Puis étrangement tout devint calme. Devant, la section apercevait l'autre versant du djebel. Leur chef fit le point avec ses sergents Norbert et Martial. Le bilan s'avérait éloquent pour peu de pertes : deux blessés légers (voir plus de détail dans le livre de Point). Mais l’opération n'était pas à son terme. Il fallait à nouveau traiter la zone des falaises devant et en contre bas. C'est l'affaire des T6 et des Corsairs. Quelle ne fut pas la surprise de voir arriver, dans le chuintement caractéristique d'un avion à réaction, deux Vampires, et comme au spectacle la section les regardait se mettre en piqué et lancer leurs roquettes au pied de la falaise. Sur le côté gauche du dispositif un début d'incendie se dévoila dans l'oued emprunté par les fells en fuite ainsi que le bruit de longues rafales d'armes automatiques. Cela doit accrocher du côté du 5e RI. Un fell fuyant l'incendie se dirigea vers la section qui le fit prisonnier.
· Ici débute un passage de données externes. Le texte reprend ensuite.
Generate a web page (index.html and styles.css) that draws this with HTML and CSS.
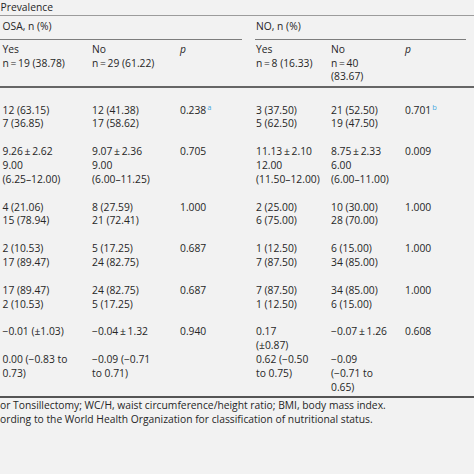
FILE: index.html
```html
<!DOCTYPE html>
<html>
<head>
<meta charset="utf-8">
<link rel="stylesheet" href="styles.css">
</head>
<body>
<div class="page">
  <div class="prev">Prevalence</div>
  <div class="row grp">
    <div class="g osa">OSA, n (%)</div>
    <div class="g no">NO, n (%)</div>
  </div>
  <div class="row sub">
    <div class="c c1">Yes<br>n&thinsp;=&thinsp;19 (38.78)</div>
    <div class="c">No<br>n&thinsp;=&thinsp;29 (61.22)</div>
    <div class="c"><i class="p">p</i></div>
    <div class="c">Yes<br>n&thinsp;=&thinsp;8 (16.33)</div>
    <div class="c">No<br>n&thinsp;=&thinsp;40<br>(83.67)</div>
    <div class="c"><i class="p">p</i></div>
  </div>
  <div class="tbody">
    <div class="row br first">
      <div class="c c1">12 (63.15)<br>7 (36.85)</div>
      <div class="c">12 (41.38)<br>17 (58.62)</div>
      <div class="c">0.238<sup class="fn">a</sup></div>
      <div class="c">3 (37.50)<br>5 (62.50)</div>
      <div class="c">21 (52.50)<br>19 (47.50)</div>
      <div class="c">0.701<sup class="fn">b</sup></div>
    </div>
    <div class="row br">
      <div class="c c1">9.26&thinsp;±&thinsp;2.62<br>9.00<br>(6.25–12.00)</div>
      <div class="c">9.07&thinsp;±&thinsp;2.36<br>9.00<br>(6.00–11.25)</div>
      <div class="c">0.705</div>
      <div class="c">11.13&thinsp;±&thinsp;2.10<br>12.00<br>(11.50–12.00)</div>
      <div class="c">8.75&thinsp;±&thinsp;2.33<br>6.00<br>(6.00–11.00)</div>
      <div class="c">0.009</div>
    </div>
    <div class="row br">
      <div class="c c1">4 (21.06)<br>15 (78.94)</div>
      <div class="c">8 (27.59)<br>21 (72.41)</div>
      <div class="c">1.000</div>
      <div class="c">2 (25.00)<br>6 (75.00)</div>
      <div class="c">10 (30.00)<br>28 (70.00)</div>
      <div class="c">1.000</div>
    </div>
    <div class="row br">
      <div class="c c1">2 (10.53)<br>17 (89.47)</div>
      <div class="c">5 (17.25)<br>24 (82.75)</div>
      <div class="c">0.687</div>
      <div class="c">1 (12.50)<br>7 (87.50)</div>
      <div class="c">6 (15.00)<br>34 (85.00)</div>
      <div class="c">1.000</div>
    </div>
    <div class="row br">
      <div class="c c1">17 (89.47)<br>2 (10.53)</div>
      <div class="c">24 (82.75)<br>5 (17.25)</div>
      <div class="c">0.687</div>
      <div class="c">7 (87.50)<br>1 (12.50)</div>
      <div class="c">34 (85.00)<br>6 (15.00)</div>
      <div class="c">1.000</div>
    </div>
    <div class="row br">
      <div class="c c1">−0.01 (±1.03)</div>
      <div class="c">−0.04&thinsp;±&thinsp;1.32</div>
      <div class="c">0.940</div>
      <div class="c">0.17<br>(±0.87)</div>
      <div class="c">−0.07&thinsp;±&thinsp;1.26</div>
      <div class="c">0.608</div>
    </div>
    <div class="row br last">
      <div class="c c1">0.00 (−0.83 to<br>0.73)</div>
      <div class="c">−0.09 (−0.71<br>to 0.71)</div>
      <div class="c"></div>
      <div class="c">0.62 (−0.50<br>to 0.75)</div>
      <div class="c">−0.09<br>(−0.71 to<br>0.65)</div>
      <div class="c"></div>
    </div>
  </div>
  <div class="foot">
    <div>or Tonsillectomy; WC/H, waist circumference/height ratio; BMI, body mass index.</div>
    <div>ording to the World Health Organization for classification of nutritional status.</div>
  </div>
</div>
</body>
</html>
```

FILE: styles.css
```css
html, body {
  margin: 0;
  padding: 0;
  background: #f2f2f2;
}
.page {
  width: 474px;
  height: 474px;
  overflow: hidden;
  font-family: "Open Sans", "Liberation Sans", sans-serif;
  font-size: 10.3px;
  line-height: 13.8px;
  color: #262626;
}
.prev {
  height: 12px;
  line-height: 9px;
  padding-top: 3px;
  padding-left: 0.5px;
  border-bottom: 1px solid #9c9c9c;
  white-space: nowrap;
}
.row {
  display: grid;
  grid-template-columns: 92px 88px 76px 75px 74px 1fr;
}
.c {
  white-space: nowrap;
}
.c1 {
  padding-left: 2.5px;
}
.g {
  padding-top: 4px;
  padding-bottom: 5px;
  border-bottom: 1px solid #7d7d7d;
  white-space: nowrap;
}
.osa {
  grid-column: 1 / 4;
  margin-right: 14px;
  padding-left: 2.5px;
}
.no {
  grid-column: 4 / 7;
  margin-left: -1px;
  margin-right: 8px;
  padding-left: 1px;
}
.sub {
  padding-top: 3px;
  padding-bottom: 1.5px;
  border-bottom: 2px solid #666;
}
.p {
  font-style: italic;
}
.tbody {
  border-bottom: 2px solid #555;
}
.br {
  padding-top: 14px;
}
.br.first {
  padding-top: 16px;
}
.br.last {
  padding-top: 0;
  padding-bottom: 1.5px;
}
.fn {
  color: #4aa8e0;
  font-size: 7.5px;
  line-height: 0;
  vertical-align: 4px;
  margin-left: 1px;
}
.foot {
  padding-top: 1px;
  white-space: nowrap;
}
```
Le 18 novembre 1959 un curieux message parvint du bataillon. En un mot pour faciliter la rapidité des interventions au sud et au sud-ouest du secteur de Tlemcen les deux compagnies devaient quitter la ferme Fabre et venir occuper la ferme Coll, à huit cents mètres des Beni-Mester. Notre capitaine émit un commentaire poivré :

- les pontifes de l'EM ont mis trois mois pour se rendre compte que le centre de gravité du secteur se trouvait près de Tlemcen. Il faudrait leur suggérer qu'il serait plus judicieux de nous positionner sur le plateau de Terni pour être encore plus réactifs et intercepter au plus tôt les bandes de fellaghas qui franchissent la frontière.